- WHAT TO PRODUCE
What follows is a set of entries. Repeat them exactly, but not their pictures.

- EXTRACTED RECORDS
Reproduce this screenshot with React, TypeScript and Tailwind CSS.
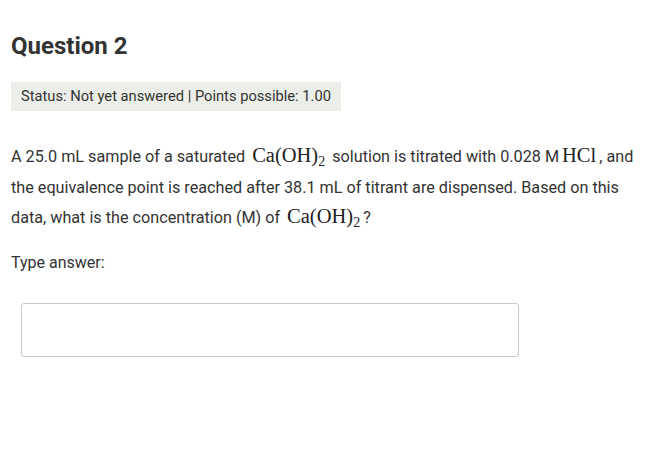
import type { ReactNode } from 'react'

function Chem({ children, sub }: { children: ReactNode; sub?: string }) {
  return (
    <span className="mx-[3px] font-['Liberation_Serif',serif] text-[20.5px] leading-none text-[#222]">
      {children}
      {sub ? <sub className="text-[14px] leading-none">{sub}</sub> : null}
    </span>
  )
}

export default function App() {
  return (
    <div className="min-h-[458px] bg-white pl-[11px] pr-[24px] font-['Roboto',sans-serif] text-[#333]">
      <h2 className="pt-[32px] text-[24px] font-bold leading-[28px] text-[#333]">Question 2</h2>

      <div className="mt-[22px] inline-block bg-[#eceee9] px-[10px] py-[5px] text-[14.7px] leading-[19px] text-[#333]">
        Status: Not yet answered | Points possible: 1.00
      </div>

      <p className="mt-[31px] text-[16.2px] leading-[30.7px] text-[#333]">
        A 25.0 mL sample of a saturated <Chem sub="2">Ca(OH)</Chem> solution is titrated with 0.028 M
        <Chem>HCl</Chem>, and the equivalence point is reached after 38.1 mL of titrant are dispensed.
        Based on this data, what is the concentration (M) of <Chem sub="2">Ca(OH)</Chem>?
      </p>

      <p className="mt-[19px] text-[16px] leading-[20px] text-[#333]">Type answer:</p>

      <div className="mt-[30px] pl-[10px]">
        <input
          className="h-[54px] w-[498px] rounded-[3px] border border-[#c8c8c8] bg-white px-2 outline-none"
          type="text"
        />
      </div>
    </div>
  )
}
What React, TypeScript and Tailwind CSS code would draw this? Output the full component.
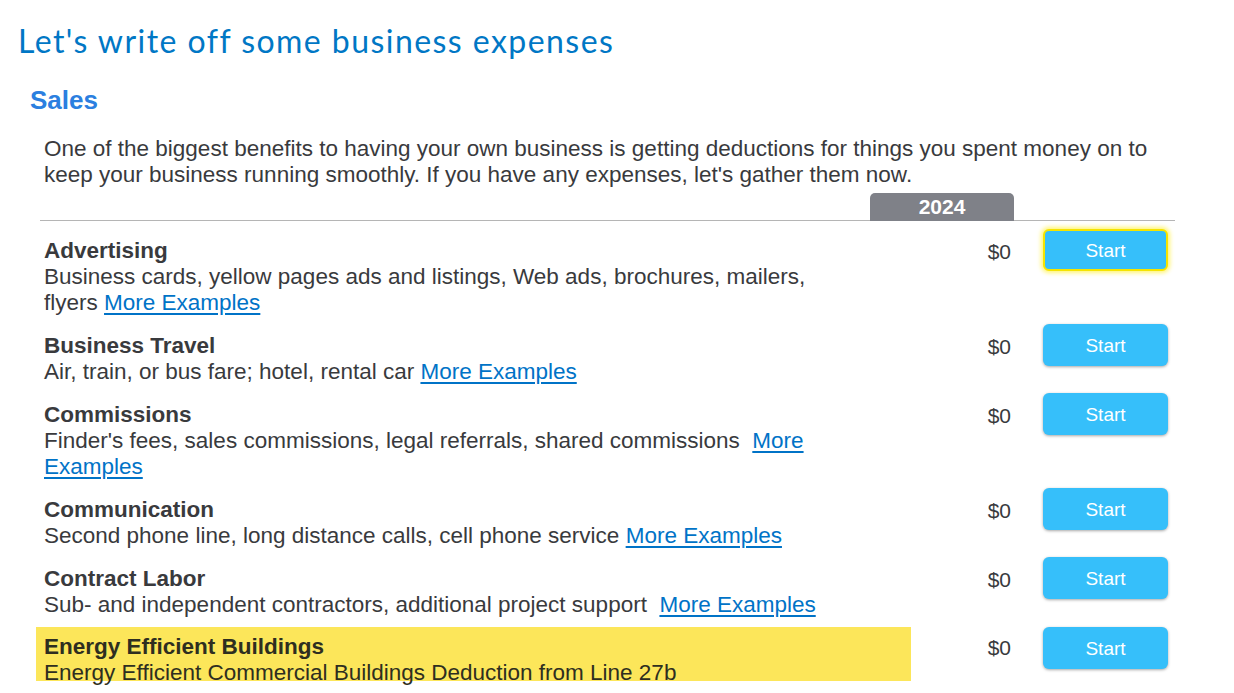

- OUTPUT OF THE EXERCISE
Reproduce this screenshot with React, TypeScript and Tailwind CSS.
import type { ReactNode } from 'react'

function Chem({ children, sub }: { children: ReactNode; sub?: string }) {
  return (
    <span className="mx-[3px] font-['Liberation_Serif',serif] text-[20.5px] leading-none text-[#222]">
      {children}
      {sub ? <sub className="text-[14px] leading-none">{sub}</sub> : null}
    </span>
  )
}

export default function App() {
  return (
    <div className="min-h-[458px] bg-white pl-[11px] pr-[24px] font-['Roboto',sans-serif] text-[#333]">
      <h2 className="pt-[32px] text-[24px] font-bold leading-[28px] text-[#333]">Question 2</h2>

      <div className="mt-[22px] inline-block bg-[#eceee9] px-[10px] py-[5px] text-[14.7px] leading-[19px] text-[#333]">
        Status: Not yet answered | Points possible: 1.00
      </div>

      <p className="mt-[31px] text-[16.2px] leading-[30.7px] text-[#333]">
        A 25.0 mL sample of a saturated <Chem sub="2">Ca(OH)</Chem> solution is titrated with 0.028 M
        <Chem>HCl</Chem>, and the equivalence point is reached after 38.1 mL of titrant are dispensed.
        Based on this data, what is the concentration (M) of <Chem sub="2">Ca(OH)</Chem>?
      </p>

      <p className="mt-[19px] text-[16px] leading-[20px] text-[#333]">Type answer:</p>

      <div className="mt-[30px] pl-[10px]">
        <input
          className="h-[54px] w-[498px] rounded-[3px] border border-[#c8c8c8] bg-white px-2 outline-none"
          type="text"
        />
      </div>
    </div>
  )
}
What React, TypeScript and Tailwind CSS code would draw this? Output the full component.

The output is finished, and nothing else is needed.